##### DATA SEGMENT #####
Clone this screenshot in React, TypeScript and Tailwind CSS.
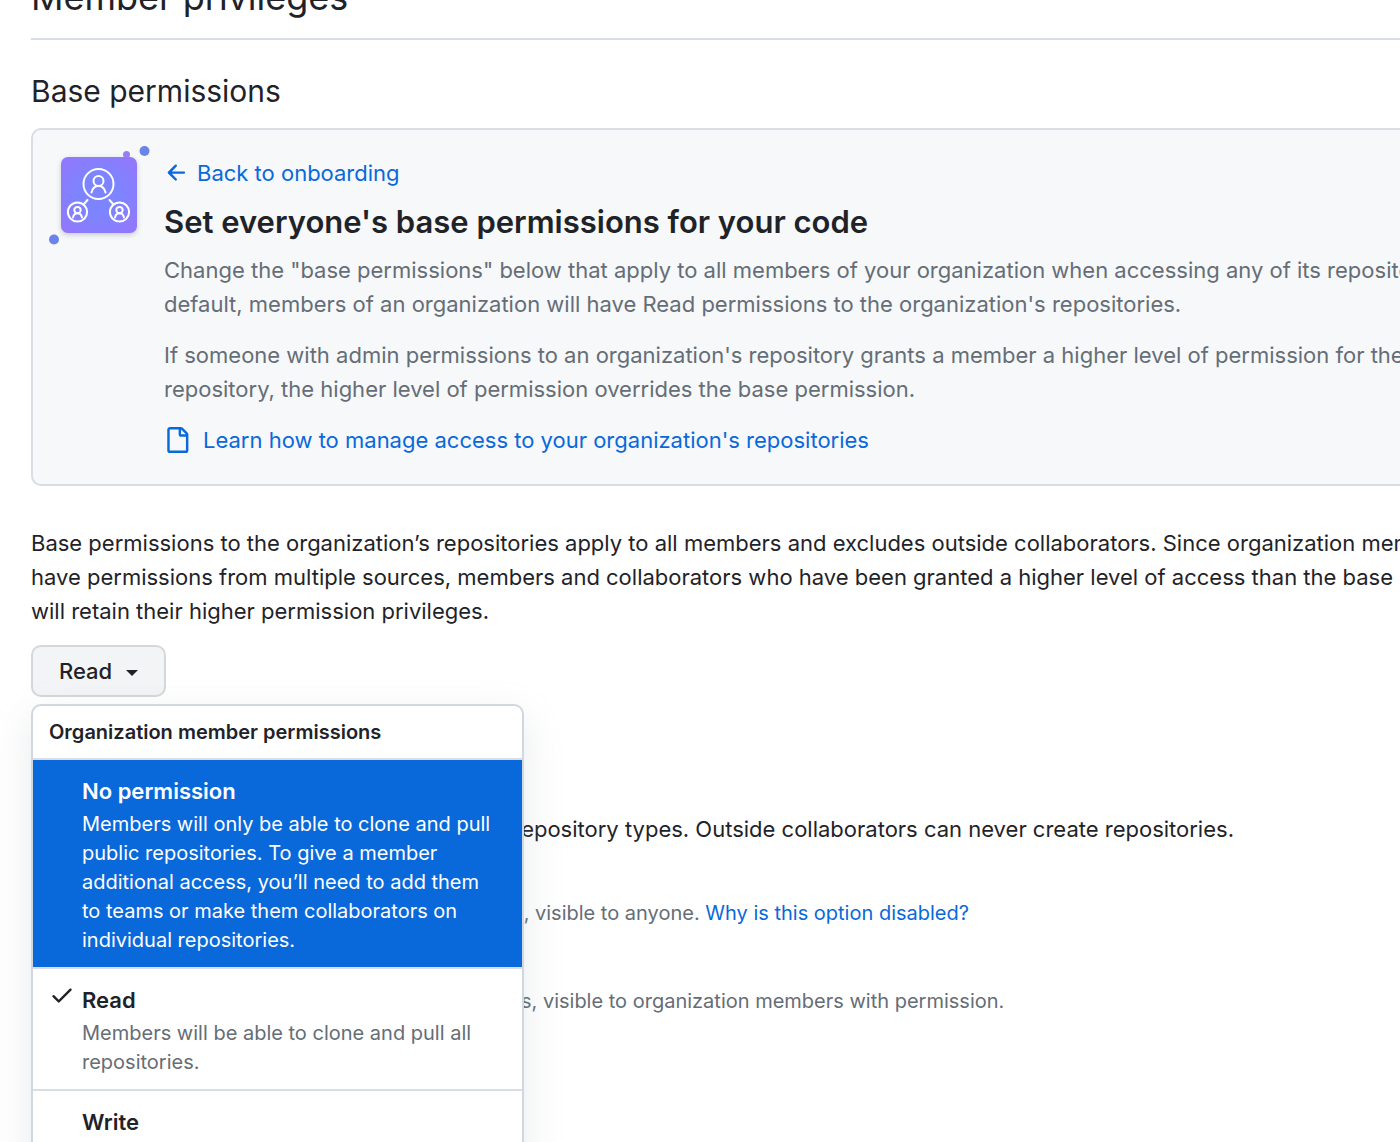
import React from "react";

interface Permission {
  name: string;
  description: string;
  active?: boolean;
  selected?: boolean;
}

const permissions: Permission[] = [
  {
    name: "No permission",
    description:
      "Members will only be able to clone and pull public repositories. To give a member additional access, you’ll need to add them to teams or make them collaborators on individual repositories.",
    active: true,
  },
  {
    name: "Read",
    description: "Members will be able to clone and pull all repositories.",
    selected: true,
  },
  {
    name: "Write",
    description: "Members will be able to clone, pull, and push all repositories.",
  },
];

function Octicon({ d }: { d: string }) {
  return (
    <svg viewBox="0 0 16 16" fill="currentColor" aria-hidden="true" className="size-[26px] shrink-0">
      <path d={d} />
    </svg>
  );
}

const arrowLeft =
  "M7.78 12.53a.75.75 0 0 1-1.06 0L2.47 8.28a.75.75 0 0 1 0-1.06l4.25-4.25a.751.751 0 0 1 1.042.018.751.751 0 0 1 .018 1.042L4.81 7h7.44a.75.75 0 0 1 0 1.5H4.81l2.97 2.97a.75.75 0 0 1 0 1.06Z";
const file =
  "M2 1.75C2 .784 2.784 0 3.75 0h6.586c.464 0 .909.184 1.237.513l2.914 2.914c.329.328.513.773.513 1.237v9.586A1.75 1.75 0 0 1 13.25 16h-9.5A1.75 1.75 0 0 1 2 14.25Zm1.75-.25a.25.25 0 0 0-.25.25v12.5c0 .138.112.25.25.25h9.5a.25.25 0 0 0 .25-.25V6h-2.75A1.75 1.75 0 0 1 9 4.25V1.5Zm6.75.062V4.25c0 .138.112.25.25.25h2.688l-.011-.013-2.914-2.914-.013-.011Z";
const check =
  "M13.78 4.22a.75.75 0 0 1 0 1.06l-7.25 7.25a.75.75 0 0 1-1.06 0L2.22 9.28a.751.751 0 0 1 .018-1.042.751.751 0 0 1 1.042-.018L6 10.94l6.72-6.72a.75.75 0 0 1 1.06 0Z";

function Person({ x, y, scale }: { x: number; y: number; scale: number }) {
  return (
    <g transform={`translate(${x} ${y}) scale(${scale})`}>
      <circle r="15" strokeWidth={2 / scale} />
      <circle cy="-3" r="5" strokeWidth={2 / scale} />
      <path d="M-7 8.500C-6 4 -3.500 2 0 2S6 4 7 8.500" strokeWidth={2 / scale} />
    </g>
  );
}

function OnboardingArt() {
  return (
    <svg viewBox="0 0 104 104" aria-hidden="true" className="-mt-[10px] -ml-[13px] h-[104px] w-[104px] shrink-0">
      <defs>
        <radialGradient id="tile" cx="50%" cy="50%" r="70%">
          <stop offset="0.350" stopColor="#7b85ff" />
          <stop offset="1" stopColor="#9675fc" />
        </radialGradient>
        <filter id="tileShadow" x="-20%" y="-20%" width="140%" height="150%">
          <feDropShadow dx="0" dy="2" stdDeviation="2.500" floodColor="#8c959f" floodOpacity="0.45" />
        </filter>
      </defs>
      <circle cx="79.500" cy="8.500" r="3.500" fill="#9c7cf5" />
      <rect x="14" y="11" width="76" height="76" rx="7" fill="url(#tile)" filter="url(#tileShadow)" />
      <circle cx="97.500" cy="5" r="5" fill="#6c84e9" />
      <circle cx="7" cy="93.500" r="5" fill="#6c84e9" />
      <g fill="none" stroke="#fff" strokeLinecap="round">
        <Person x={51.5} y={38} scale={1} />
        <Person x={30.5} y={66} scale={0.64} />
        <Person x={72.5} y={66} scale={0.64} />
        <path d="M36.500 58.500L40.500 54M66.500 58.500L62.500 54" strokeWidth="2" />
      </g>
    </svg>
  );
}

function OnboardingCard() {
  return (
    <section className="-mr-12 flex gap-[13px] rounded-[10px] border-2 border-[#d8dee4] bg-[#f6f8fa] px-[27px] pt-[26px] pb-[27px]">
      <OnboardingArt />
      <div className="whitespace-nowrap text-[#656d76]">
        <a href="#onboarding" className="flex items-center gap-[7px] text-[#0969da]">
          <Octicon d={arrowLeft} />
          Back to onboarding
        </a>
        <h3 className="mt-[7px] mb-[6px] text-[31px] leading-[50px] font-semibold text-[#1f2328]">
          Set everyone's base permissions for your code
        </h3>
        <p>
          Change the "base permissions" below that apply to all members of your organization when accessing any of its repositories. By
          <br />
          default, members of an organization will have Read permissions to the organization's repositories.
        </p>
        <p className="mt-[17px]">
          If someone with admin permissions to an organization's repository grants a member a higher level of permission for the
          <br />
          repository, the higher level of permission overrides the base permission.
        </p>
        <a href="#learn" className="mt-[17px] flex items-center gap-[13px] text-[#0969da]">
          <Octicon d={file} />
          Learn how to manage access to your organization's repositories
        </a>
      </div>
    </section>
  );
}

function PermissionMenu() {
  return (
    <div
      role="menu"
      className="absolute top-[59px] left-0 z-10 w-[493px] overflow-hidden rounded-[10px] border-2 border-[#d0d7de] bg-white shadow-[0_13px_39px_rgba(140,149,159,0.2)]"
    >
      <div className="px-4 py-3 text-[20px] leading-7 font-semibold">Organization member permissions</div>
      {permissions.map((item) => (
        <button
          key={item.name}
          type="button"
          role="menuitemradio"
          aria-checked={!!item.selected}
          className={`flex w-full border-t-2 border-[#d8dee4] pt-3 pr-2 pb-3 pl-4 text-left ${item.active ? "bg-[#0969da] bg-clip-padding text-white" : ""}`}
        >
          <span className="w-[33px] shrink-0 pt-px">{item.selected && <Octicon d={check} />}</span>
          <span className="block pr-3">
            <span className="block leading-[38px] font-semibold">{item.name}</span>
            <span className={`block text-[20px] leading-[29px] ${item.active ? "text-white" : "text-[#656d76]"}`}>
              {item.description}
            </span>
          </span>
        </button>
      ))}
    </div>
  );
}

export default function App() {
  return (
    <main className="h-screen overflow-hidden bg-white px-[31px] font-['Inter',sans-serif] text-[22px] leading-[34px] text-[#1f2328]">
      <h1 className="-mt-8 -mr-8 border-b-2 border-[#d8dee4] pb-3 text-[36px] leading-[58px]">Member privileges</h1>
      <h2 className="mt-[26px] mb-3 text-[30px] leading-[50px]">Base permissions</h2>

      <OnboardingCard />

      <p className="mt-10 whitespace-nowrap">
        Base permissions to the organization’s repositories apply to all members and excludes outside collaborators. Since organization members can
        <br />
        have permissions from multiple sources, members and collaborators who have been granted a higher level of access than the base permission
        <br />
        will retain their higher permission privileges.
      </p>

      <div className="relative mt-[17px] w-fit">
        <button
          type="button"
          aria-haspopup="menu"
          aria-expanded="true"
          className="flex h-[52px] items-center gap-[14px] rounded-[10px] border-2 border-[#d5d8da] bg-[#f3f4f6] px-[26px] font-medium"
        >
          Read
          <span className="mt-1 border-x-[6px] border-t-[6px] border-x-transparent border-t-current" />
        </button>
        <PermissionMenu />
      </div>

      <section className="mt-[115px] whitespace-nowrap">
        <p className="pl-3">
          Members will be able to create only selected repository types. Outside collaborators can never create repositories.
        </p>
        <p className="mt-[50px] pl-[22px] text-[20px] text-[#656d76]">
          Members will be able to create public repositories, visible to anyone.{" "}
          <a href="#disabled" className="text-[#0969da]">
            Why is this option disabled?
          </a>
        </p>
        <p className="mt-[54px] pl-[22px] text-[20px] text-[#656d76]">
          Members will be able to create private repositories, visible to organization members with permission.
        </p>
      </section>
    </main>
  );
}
#####
> WRITTEN TASK
Copy the material exactly. Do not include the pictures.

> OUTPUT OF THE TASK
Clone this screenshot in React, TypeScript and Tailwind CSS.
import React from "react";

interface Permission {
  name: string;
  description: string;
  active?: boolean;
  selected?: boolean;
}

const permissions: Permission[] = [
  {
    name: "No permission",
    description:
      "Members will only be able to clone and pull public repositories. To give a member additional access, you’ll need to add them to teams or make them collaborators on individual repositories.",
    active: true,
  },
  {
    name: "Read",
    description: "Members will be able to clone and pull all repositories.",
    selected: true,
  },
  {
    name: "Write",
    description: "Members will be able to clone, pull, and push all repositories.",
  },
];

function Octicon({ d }: { d: string }) {
  return (
    <svg viewBox="0 0 16 16" fill="currentColor" aria-hidden="true" className="size-[26px] shrink-0">
      <path d={d} />
    </svg>
  );
}

const arrowLeft =
  "M7.78 12.53a.75.75 0 0 1-1.06 0L2.47 8.28a.75.75 0 0 1 0-1.06l4.25-4.25a.751.751 0 0 1 1.042.018.751.751 0 0 1 .018 1.042L4.81 7h7.44a.75.75 0 0 1 0 1.5H4.81l2.97 2.97a.75.75 0 0 1 0 1.06Z";
const file =
  "M2 1.75C2 .784 2.784 0 3.75 0h6.586c.464 0 .909.184 1.237.513l2.914 2.914c.329.328.513.773.513 1.237v9.586A1.75 1.75 0 0 1 13.25 16h-9.5A1.75 1.75 0 0 1 2 14.25Zm1.75-.25a.25.25 0 0 0-.25.25v12.5c0 .138.112.25.25.25h9.5a.25.25 0 0 0 .25-.25V6h-2.75A1.75 1.75 0 0 1 9 4.25V1.5Zm6.75.062V4.25c0 .138.112.25.25.25h2.688l-.011-.013-2.914-2.914-.013-.011Z";
const check =
  "M13.78 4.22a.75.75 0 0 1 0 1.06l-7.25 7.25a.75.75 0 0 1-1.06 0L2.22 9.28a.751.751 0 0 1 .018-1.042.751.751 0 0 1 1.042-.018L6 10.94l6.72-6.72a.75.75 0 0 1 1.06 0Z";

function Person({ x, y, scale }: { x: number; y: number; scale: number }) {
  return (
    <g transform={`translate(${x} ${y}) scale(${scale})`}>
      <circle r="15" strokeWidth={2 / scale} />
      <circle cy="-3" r="5" strokeWidth={2 / scale} />
      <path d="M-7 8.500C-6 4 -3.500 2 0 2S6 4 7 8.500" strokeWidth={2 / scale} />
    </g>
  );
}

function OnboardingArt() {
  return (
    <svg viewBox="0 0 104 104" aria-hidden="true" className="-mt-[10px] -ml-[13px] h-[104px] w-[104px] shrink-0">
      <defs>
        <radialGradient id="tile" cx="50%" cy="50%" r="70%">
          <stop offset="0.350" stopColor="#7b85ff" />
          <stop offset="1" stopColor="#9675fc" />
        </radialGradient>
        <filter id="tileShadow" x="-20%" y="-20%" width="140%" height="150%">
          <feDropShadow dx="0" dy="2" stdDeviation="2.500" floodColor="#8c959f" floodOpacity="0.45" />
        </filter>
      </defs>
      <circle cx="79.500" cy="8.500" r="3.500" fill="#9c7cf5" />
      <rect x="14" y="11" width="76" height="76" rx="7" fill="url(#tile)" filter="url(#tileShadow)" />
      <circle cx="97.500" cy="5" r="5" fill="#6c84e9" />
      <circle cx="7" cy="93.500" r="5" fill="#6c84e9" />
      <g fill="none" stroke="#fff" strokeLinecap="round">
        <Person x={51.5} y={38} scale={1} />
        <Person x={30.5} y={66} scale={0.64} />
        <Person x={72.5} y={66} scale={0.64} />
        <path d="M36.500 58.500L40.500 54M66.500 58.500L62.500 54" strokeWidth="2" />
      </g>
    </svg>
  );
}

function OnboardingCard() {
  return (
    <section className="-mr-12 flex gap-[13px] rounded-[10px] border-2 border-[#d8dee4] bg-[#f6f8fa] px-[27px] pt-[26px] pb-[27px]">
      <OnboardingArt />
      <div className="whitespace-nowrap text-[#656d76]">
        <a href="#onboarding" className="flex items-center gap-[7px] text-[#0969da]">
          <Octicon d={arrowLeft} />
          Back to onboarding
        </a>
        <h3 className="mt-[7px] mb-[6px] text-[31px] leading-[50px] font-semibold text-[#1f2328]">
          Set everyone's base permissions for your code
        </h3>
        <p>
          Change the "base permissions" below that apply to all members of your organization when accessing any of its repositories. By
          <br />
          default, members of an organization will have Read permissions to the organization's repositories.
        </p>
        <p className="mt-[17px]">
          If someone with admin permissions to an organization's repository grants a member a higher level of permission for the
          <br />
          repository, the higher level of permission overrides the base permission.
        </p>
        <a href="#learn" className="mt-[17px] flex items-center gap-[13px] text-[#0969da]">
          <Octicon d={file} />
          Learn how to manage access to your organization's repositories
        </a>
      </div>
    </section>
  );
}

function PermissionMenu() {
  return (
    <div
      role="menu"
      className="absolute top-[59px] left-0 z-10 w-[493px] overflow-hidden rounded-[10px] border-2 border-[#d0d7de] bg-white shadow-[0_13px_39px_rgba(140,149,159,0.2)]"
    >
      <div className="px-4 py-3 text-[20px] leading-7 font-semibold">Organization member permissions</div>
      {permissions.map((item) => (
        <button
          key={item.name}
          type="button"
          role="menuitemradio"
          aria-checked={!!item.selected}
          className={`flex w-full border-t-2 border-[#d8dee4] pt-3 pr-2 pb-3 pl-4 text-left ${item.active ? "bg-[#0969da] bg-clip-padding text-white" : ""}`}
        >
          <span className="w-[33px] shrink-0 pt-px">{item.selected && <Octicon d={check} />}</span>
          <span className="block pr-3">
            <span className="block leading-[38px] font-semibold">{item.name}</span>
            <span className={`block text-[20px] leading-[29px] ${item.active ? "text-white" : "text-[#656d76]"}`}>
              {item.description}
            </span>
          </span>
        </button>
      ))}
    </div>
  );
}

export default function App() {
  return (
    <main className="h-screen overflow-hidden bg-white px-[31px] font-['Inter',sans-serif] text-[22px] leading-[34px] text-[#1f2328]">
      <h1 className="-mt-8 -mr-8 border-b-2 border-[#d8dee4] pb-3 text-[36px] leading-[58px]">Member privileges</h1>
      <h2 className="mt-[26px] mb-3 text-[30px] leading-[50px]">Base permissions</h2>

      <OnboardingCard />

      <p className="mt-10 whitespace-nowrap">
        Base permissions to the organization’s repositories apply to all members and excludes outside collaborators. Since organization members can
        <br />
        have permissions from multiple sources, members and collaborators who have been granted a higher level of access than the base permission
        <br />
        will retain their higher permission privileges.
      </p>

      <div className="relative mt-[17px] w-fit">
        <button
          type="button"
          aria-haspopup="menu"
          aria-expanded="true"
          className="flex h-[52px] items-center gap-[14px] rounded-[10px] border-2 border-[#d5d8da] bg-[#f3f4f6] px-[26px] font-medium"
        >
          Read
          <span className="mt-1 border-x-[6px] border-t-[6px] border-x-transparent border-t-current" />
        </button>
        <PermissionMenu />
      </div>

      <section className="mt-[115px] whitespace-nowrap">
        <p className="pl-3">
          Members will be able to create only selected repository types. Outside collaborators can never create repositories.
        </p>
        <p className="mt-[50px] pl-[22px] text-[20px] text-[#656d76]">
          Members will be able to create public repositories, visible to anyone.{" "}
          <a href="#disabled" className="text-[#0969da]">
            Why is this option disabled?
          </a>
        </p>
        <p className="mt-[54px] pl-[22px] text-[20px] text-[#656d76]">
          Members will be able to create private repositories, visible to organization members with permission.
        </p>
      </section>
    </main>
  );
}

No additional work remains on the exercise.